I applaud Google for taking extraordinary steps to protect and service their customers by offering free replacements for the Titan Bluetooth Security Keys. Such product recalls can be expensive, time consuming, and prolong negative stories in the news cycles, yet it is the right thing to do.
Many companies would choose instead to downplay such vulnerabilities, deploy patches which are ineffective or severely impact usability, invest in counter-marketing stories to distract audiences, threaten legal action against researcher to suppress public visibility, or perhaps simply spin the news stores to minimize the brand impact. Actually managing the risks for the benefit of the customer can become a forgotten objective.
The rapid innovation and go-to-market pace of modern electronics precipitates the risks of vulnerabilities. There are practical tradeoffs between security validation and market competitiveness that drive industry best-practices. No matter how diligent the work is to harden products, it is likely that some unknown weaknesses may exist or be discovered.
The moment of truth is when vulnerabilities are discovered. Most big suppliers have product security response or assurance teams. Their policies, decisions, and actions speak volumes about the ethos and responsibility of the organization. Crisis events test the true measure of companies’ commitments and their response exposes the nature of their security organization.
Doing the right thing is tough, but it has its rewards when customer security and experiences are prioritized first. Such ethical responses and transparency builds trust and customer/shareholder loyalty.
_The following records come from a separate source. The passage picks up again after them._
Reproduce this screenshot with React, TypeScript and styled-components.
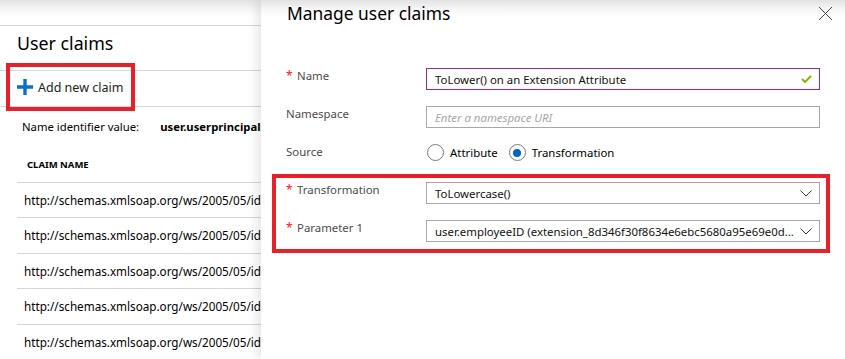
import styled, { createGlobalStyle } from "styled-components"

const Global = createGlobalStyle`
html, body {
    margin: 0;
    padding: 0;
    background: #fff;
}
body {
    font-family: "Noto Sans", "Open Sans", sans-serif;
    color: #000;
}
`

const Page = styled.div`
width: 845px;
height: 359px;
overflow: hidden;
display: grid;
grid-template-columns: 261px minmax(0, 1fr);
`

const ClaimsBlade = styled.section`
background: linear-gradient(to bottom, #e2e2e2 0, #f6f6f6 9px, #fff 17px);
overflow: hidden;
display: flex;
flex-direction: column;
`

const TopStrip = styled.div`
height: 25px;
border-bottom: 1px solid #d6d6d6;
flex-shrink: 0;
`

const BladeTitle = styled.h1`
margin: 0;
height: 44px;
padding-left: 17px;
font-size: 17.8px;
font-weight: 400;
line-height: 35px;
border-bottom: 1px solid #d6d6d6;
flex-shrink: 0;
`

const Toolbar = styled.div`
height: 35px;
padding-left: 10px;
display: flex;
align-items: flex-start;
border-bottom: 1px solid #d6d6d6;
flex-shrink: 0;
`

const AddButton = styled.button<{ $marked?: boolean }>`
height: 40px;
margin-top: -4px;
width: 121px;
padding: 0 0 0 7px;
border: 0;
background: transparent;
outline: 4.5px solid ${(p) => (p.$marked ? "#e8202a" : "transparent")};
display: flex;
align-items: center;
gap: 5px;
font-family: inherit;
font-size: 12.5px;
color: #222;
`

const IdentifierRow = styled.div`
height: 40px;
padding-left: 22px;
display: flex;
align-items: center;
font-size: 11.3px;
white-space: nowrap;

b {
    margin-left: 21px;
    font-weight: 700;
}
`

const ColumnHead = styled.div`
height: 36px;
padding-left: 27px;
display: flex;
align-items: center;
font-size: 9.5px;
font-weight: 700;
text-transform: uppercase;
`

const ClaimRow = styled.div`
height: 35px;
margin-left: 17px;
padding-left: 7px;
border-top: 1px solid #d6d6d6;
display: flex;
align-items: center;
font-size: 11.7px;
white-space: nowrap;
`

const DialogBlade = styled.section`
position: relative;
min-width: 0;
background: linear-gradient(to bottom, #e2e2e2 0, #f6f6f6 9px, #fff 17px);
box-shadow: -5px 0 9px rgba(0, 0, 0, 0.09);
display: flex;
flex-direction: column;
`

const DialogHeader = styled.header`
height: 26px;
padding: 0 12px 0 26px;
display: flex;
align-items: center;
justify-content: space-between;

h2 {
    margin: 0;
    font-size: 17.4px;
    font-weight: 400;
}
`

const CloseButton = styled.button`
border: 0;
background: transparent;
padding: 0;
width: 15px;
height: 15px;
display: flex;
`

const Form = styled.div`
padding: 42px 19px 0 15px;
display: flex;
flex-direction: column;
gap: 16px;
`

const Group = styled.div`
margin-top: -4px;
padding: 4px 0 7px;
outline: 4.5px solid #e8202a;
display: flex;
flex-direction: column;
gap: 16px;
`

const Row = styled.div`
min-height: 22px;
padding: 0 6px 0 10px;
display: flex;
align-items: flex-start;
`

const Label = styled.label`
width: 140px;
flex-shrink: 0;
line-height: 16px;
font-size: 11.4px;
color: #4c4c4c;
display: flex;
gap: 4px;

span {
    width: 7px;
    color: #e8202a;
    font-size: 12px;
}
`

const Field = styled.div<{ $active?: boolean }>`
flex: 1;
min-width: 0;
height: 22px;
box-sizing: border-box;
border: 1px solid ${(p) => (p.$active ? "#8a2da5" : "#a8a8a8")};
padding: 0 7px 0 8px;
display: flex;
align-items: center;
gap: 6px;
font-size: 11.4px;
white-space: nowrap;
overflow: hidden;
`

const FieldText = styled.span<{ $placeholder?: boolean }>`
flex: 1;
min-width: 0;
overflow: hidden;
text-overflow: ellipsis;
color: ${(p) => (p.$placeholder ? "#a6a6a6" : "#111")};
font-style: ${(p) => (p.$placeholder ? "italic" : "normal")};
`

const RadioGroup = styled.div`
display: flex;
align-items: center;
gap: 11px;
margin-left: 1px;
`

const RadioOption = styled.div`
display: flex;
align-items: center;
gap: 6px;
font-size: 11.4px;
`

const RadioDot = styled.span<{ $checked?: boolean }>`
width: 15px;
height: 15px;
border: 1px solid #7a7a7a;
border-radius: 50%;
display: flex;
align-items: center;
justify-content: center;

&::after {
    content: "";
    width: 8px;
    height: 8px;
    border-radius: 50%;
    background: ${(p) => (p.$checked ? "#0063c6" : "transparent")};
}
`

const Chevron = () => (
    <svg width="12" height="7" viewBox="0 0 12 7">
        <path d="M0.5 0.5 L6 6 L11.5 0.5" fill="none" stroke="#333" strokeWidth="1" />
    </svg>
)

const claims = [1, 2, 3, 4, 5]

export default function App() {
    return (
        <>
            <Global />
            <Page>
                <ClaimsBlade>
                    <TopStrip />
                    <BladeTitle>User claims</BladeTitle>
                    <Toolbar>
                        <AddButton $marked>
                            <svg width="16" height="16" viewBox="0 0 16 16">
                                <path d="M8 0 V16 M0 8 H16" stroke="#0a6fd0" strokeWidth="3.4" />
                            </svg>
                            Add new claim
                        </AddButton>
                    </Toolbar>
                    <IdentifierRow>
                        Name identifier value:<b>user.userprincipalname</b>
                    </IdentifierRow>
                    <ColumnHead>Claim name</ColumnHead>
                    {claims.map((c) => (
                        <ClaimRow key={c}>http://schemas.xmlsoap.org/ws/2005/05/identity/claims</ClaimRow>
                    ))}
                </ClaimsBlade>
                <DialogBlade>
                    <DialogHeader>
                        <h2>Manage user claims</h2>
                        <CloseButton>
                            <svg width="15" height="15" viewBox="0 0 15 15">
                                <path d="M1 1 L14 14 M14 1 L1 14" stroke="#444" strokeWidth="1" />
                            </svg>
                        </CloseButton>
                    </DialogHeader>
                    <Form>
                        <Row>
                            <Label><span>*</span>Name</Label>
                            <Field $active>
                                <FieldText>ToLower() on an Extension Attribute</FieldText>
                                <svg width="11" height="8" viewBox="0 0 11 8">
                                    <path d="M1 4 L4 7 L10 1" fill="none" stroke="#7fba00" strokeWidth="2" />
                                </svg>
                            </Field>
                        </Row>
                        <Row>
                            <Label>Namespace</Label>
                            <Field>
                                <FieldText $placeholder>Enter a namespace URI</FieldText>
                            </Field>
                        </Row>
                        <Row>
                            <Label>Source</Label>
                            <RadioGroup>
                                <RadioOption><RadioDot />Attribute</RadioOption>
                                <RadioOption><RadioDot $checked />Transformation</RadioOption>
                            </RadioGroup>
                        </Row>
                        <Group>
                            <Row>
                                <Label><span>*</span>Transformation</Label>
                                <Field>
                                    <FieldText>ToLowercase()</FieldText>
                                    <Chevron />
                                </Field>
                            </Row>
                            <Row>
                                <Label><span>*</span>Parameter 1</Label>
                                <Field>
                                    <FieldText>user.employeeID (extension_8d346f30f8634e6ebc5680a95e69e0df_employeeID)</FieldText>
                                    <Chevron />
                                </Field>
                            </Row>
                        </Group>
                    </Form>
                </DialogBlade>
            </Page>
        </>
    )
}
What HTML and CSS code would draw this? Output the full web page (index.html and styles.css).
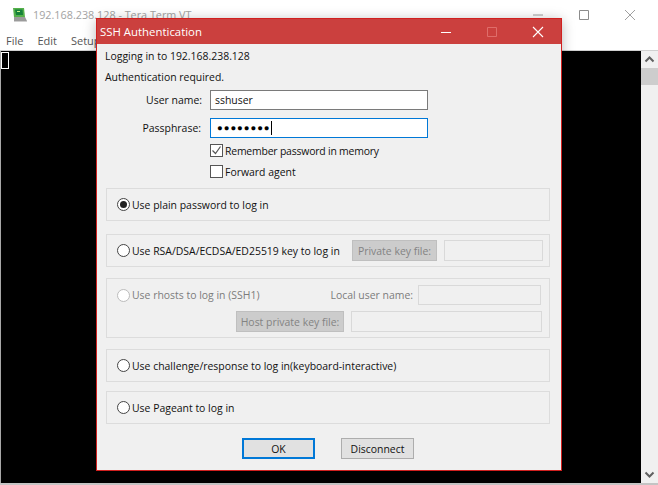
FILE: index.html
```html
<!DOCTYPE html>
<html lang="en">
<head>
<meta charset="utf-8">
<title>SSH Authentication</title>
<link rel="stylesheet" href="styles.css">
</head>
<body>
<div class="app">
  <header class="app-title">
    <svg class="app-icon" width="16" height="16" viewBox="0 0 16 16"><path d="M2 1h11l1 9H3z" fill="#55b04a"/><path d="M4 2.500h7.500l.5 5.500H5z" fill="#15803a"/><path d="M6 4h3v1H6z" fill="#c8ef86"/><path d="M3 10h11l2 4H3z" fill="#9b9b9b"/><path d="M3 14h13v1H3z" fill="#cfcfcf"/></svg>
    <span class="app-name">192.168.238.128 - Tera Term VT</span>
    <div class="app-controls">
      <svg class="ctl" width="46" height="12" viewBox="0 0 46 12"><path d="M18 6h10" stroke="#a0a0a0" fill="none"/></svg>
      <svg class="ctl" width="46" height="12" viewBox="0 0 46 12"><path d="M18.500 1.500h9v9h-9z" stroke="#8c8c8c" fill="none"/></svg>
      <svg class="ctl" width="46" height="12" viewBox="0 0 46 12"><path d="M18 1l10 10M28 1L18 11" stroke="#a0a0a0" fill="none"/></svg>
    </div>
  </header>
  <nav class="app-menu"><span>File</span><span>Edit</span><span>Setup</span></nav>
  <main class="terminal-row">
    <div class="terminal"><div class="cursor"></div></div>
    <div class="scrollbar">
      <svg width="17" height="17" viewBox="0 0 17 17"><path d="M4.500 10.500l4-4 4 4" stroke="#606060" stroke-width="2" fill="none"/></svg>
      <div class="thumb"></div>
      <div class="track"></div>
      <svg width="17" height="17" viewBox="0 0 17 17"><path d="M4.500 6.500l4 4 4-4" stroke="#606060" stroke-width="2" fill="none"/></svg>
    </div>
  </main>
</div>

<section class="dialog">
  <header class="dlg-title">
    <span class="dlg-name">SSH Authentication</span>
    <svg class="dlg-ctl" width="46" height="12" viewBox="0 0 46 12"><path d="M18 6.500h10" stroke="#fff" fill="none"/></svg>
    <svg class="dlg-ctl" width="46" height="12" viewBox="0 0 46 12"><path d="M18.500 1.500h9v9h-9z" stroke="#df6d6a" fill="none"/></svg>
    <svg class="dlg-ctl" width="46" height="12" viewBox="0 0 46 12"><path d="M18 1l10 10M28 1L18 11" stroke="#fff" stroke-width="1.100" fill="none"/></svg>
  </header>
  <div class="dlg-body">
    <p class="line first">Logging in to 192.168.238.128</p>
    <p class="line second">Authentication required.</p>

    <div class="form">
      <label class="lbl lbl-user">User name:</label>
      <div class="input">sshuser</div>
      <label class="lbl lbl-pass">Passphrase:</label>
      <div class="input focused"><span class="dots">●●●●●●●●</span><span class="caret"></span></div>
      <div class="check-row c1">
        <span class="check"><svg width="13" height="13" viewBox="0 0 13 13"><path d="M2.500 6.500l3 3 5-7" stroke="#555" stroke-width="1.200" fill="none"/></svg></span>
        <span class="tight">Remember password in memory</span>
      </div>
      <div class="check-row c2"><span class="check"></span><span>Forward agent</span></div>
    </div>

    <div class="group g-plain">
      <span class="radio on"></span><span class="rtext">Use plain password to log in</span>
    </div>

    <div class="group g-rsa">
      <span class="radio"></span><span class="rtext">Use RSA/DSA/ECDSA/ED25519 key to log in</span>
      <span class="btn-off b-key">Private key file:</span>
      <span class="input-off i-key"></span>
    </div>

    <div class="group g-rhosts disabled">
      <div class="rh-row1">
        <span class="radio"></span><span class="rtext">Use rhosts to log in (SSH1)</span>
        <span class="local">Local user name:</span>
        <span class="input-off i-local"></span>
      </div>
      <div class="rh-row2">
        <span class="btn-off b-host">Host private key file:</span>
        <span class="input-off i-host"></span>
      </div>
    </div>

    <div class="group g-chal">
      <span class="radio"></span><span class="rtext">Use challenge/response to log in(keyboard-interactive)</span>
    </div>

    <div class="group g-pag">
      <span class="radio"></span><span class="rtext">Use Pageant to log in</span>
    </div>

    <div class="actions">
      <button class="btn primary" type="button">OK</button>
      <button class="btn" type="button">Disconnect</button>
    </div>
  </div>
</section>
</body>
</html>
```

FILE: styles.css
```css
* { box-sizing: border-box; }
html, body { margin: 0; padding: 0; }
body {
  width: 658px; height: 485px; overflow: hidden; position: relative;
  font-family: "Open Sans", "Noto Sans", sans-serif; font-size: 10.45px; color: #111; background: #fff;
}
.app { height: 485px; display: flex; flex-direction: column; border-bottom: 2px solid #c4c4c4; }
.app-title { height: 32px; display: flex; align-items: center; padding-left: 11px; background: #fff; flex: none; }
.app-icon { margin-right: 6px; margin-top: -3px; flex: none; }
.app-name { color: #a3a3a3; font-size: 10.8px; margin-top: -3px; }
.app-controls { margin-left: auto; display: flex; margin-top: -3px; margin-right: 5px; }
.ctl { display: block; }
.app-menu { height: 18px; display: flex; gap: 14px; padding-left: 6px; color: #555; font-size: 11px; align-items: center; flex: none; margin-top: -1px; margin-bottom: 1px; }
.terminal-row { flex: 1; display: flex; min-height: 0; border-top: 1px solid #d0d0d0; }
.terminal { flex: 1; background: #000; padding-top: 1px; border-left: 1px solid #a8a8a8; }
.cursor { width: 8px; height: 17px; border: 1px solid #fff; }
.scrollbar { width: 17px; background: #f0f0f0; display: flex; flex-direction: column; }
.scrollbar svg { display: block; flex: none; }
.thumb { height: 17px; background: #cdcdcd; flex: none; }
.track { flex: 1; }

.dialog {
  position: absolute; left: 96px; top: 18px; width: 466px; height: 453px;
  border: 1px solid #d1201f; background: #f0f0f0;
  box-shadow: 0 2px 12px rgba(0,0,0,.28);
  display: flex; flex-direction: column;
}
.dlg-title { height: 25px; background: #cb403e; color: #fff; display: flex; align-items: center; flex: none; }
.dlg-name { font-size: 11.4px; margin-left: 3px; margin-right: auto; }
.dlg-ctl { display: block; }
.dlg-body { flex: 1; padding: 0 11px 0 9px; position: relative; }
.line { margin: 0 0 0 -1px; height: 16px; line-height: 16px; white-space: nowrap; }
.first { margin-top: 4px; }
.second { margin-top: 5px; }

.form { display: grid; grid-template-columns: 104px 218px; margin-top: 5px; height: 98px; grid-template-rows: 20px 20px 21px 21px; }
.lbl { text-align: right; line-height: 20px; padding-right: 8px; }
.lbl-pass { margin-top: 8px; padding-right: 9px; }
.input { height: 20px; border: 1px solid #7a7a7a; background: #fff; line-height: 18px; padding-left: 4px; }
.input.focused { border-color: #0078d7; margin-top: 8px; display: flex; align-items: center; padding-left: 6px; }
.dots { font-size: 9.5px; letter-spacing: 0.95px; line-height: 18px; color: #000; white-space: nowrap; }
.caret { width: 1px; height: 14px; background: #000; margin-left: 0; flex: none; }
.check-row { grid-column: 2; display: flex; align-items: center; gap: 2px; white-space: nowrap; }
.c1 { margin-top: 13px; height: 15px; }
.c2 { margin-top: 13px; height: 15px; }
.tight { letter-spacing: -0.2px; }
.check { width: 13px; height: 13px; border: 1px solid #555; background: #fff; display: block; flex: none; position: relative; }
.check svg { position: absolute; left: -1px; top: -1px; }

.group { border: 1px solid #dcdcdc; display: flex; align-items: center; padding-left: 10px; width: 444px; white-space: nowrap; }
.radio { width: 13px; height: 13px; border: 1px solid #444; border-radius: 50%; background: #fff; flex: none; display: block; position: relative; }
.radio.on::after { content: ""; position: absolute; left: 2px; top: 2px; width: 7px; height: 7px; border-radius: 50%; background: #222; }
.rtext { margin-left: 2px; }
.g-plain { height: 33px; }
.g-rsa { height: 33px; margin-top: 13px; }
.g-rhosts { height: 60px; margin-top: 11px; display: block; padding: 0 8px 0 10px; }
.g-chal { height: 33px; margin-top: 11px; }
.g-pag { height: 33px; margin-top: 9px; }
.btn-off { background: #cccccc; border: 1px solid #bfbfbf; color: #838383; display: flex; align-items: center; justify-content: center; flex: none; }
.input-off { border: 1px solid #d9d9d9; background: #f0f0f0; display: block; flex: none; }
.b-key { width: 85px; height: 21px; margin-left: auto; }
.i-key { width: 99px; height: 21px; margin-left: 7px; margin-right: 6px; }
.disabled .radio { border-color: #bcbcbc; }
.disabled .rtext { color: #7c7c7c; }
.rh-row1 { display: flex; align-items: center; height: 20px; margin-top: 6px; }
.local { margin-left: auto; color: #7c7c7c; }
.i-local { width: 123px; height: 20px; margin-left: 5px; }
.rh-row2 { display: flex; align-items: center; justify-content: flex-end; margin-top: 6px; }
.b-host { width: 108px; height: 21px; }
.i-host { width: 191px; height: 21px; margin-left: 7px; margin-right: -1px; }
.actions { display: flex; gap: 26px; margin-top: 14px; padding-left: 136px; }
.btn { width: 73px; height: 21px; background: #e1e1e1; border: 1px solid #adadad; font: inherit; color: #111; padding: 0; }
.btn.primary { border: 2px solid #0078d7; }
```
I think many companies, especially those with product security assurance/response teams dominated with lawyers and marketing folks, should take note. (hint: lawyers, finance, and marketing people should not lead security). Google is showing what real security leadership looks like: risk professionals working with security engineers and industry experts, making tough decisions in a timely manner, being open and transparent, and doing what is best for the customers regardless of the short-term costs or reputational impact. These are the hallmarks of a good risk mitigation team that is led by security professionals and supported by executive management.
Google responded to the recent Bluetooth vulnerability efficiently and chose to replace the effected products. Such a bold move speaks volumes about how serious, organized, and focused the company is on protecting its customers. Well done.
Google, you have set a high bar. Keep raising the standard and it will become evident which other companies have a marketing-approach to security, allowing consumers to appropriately decide which businesses to trust.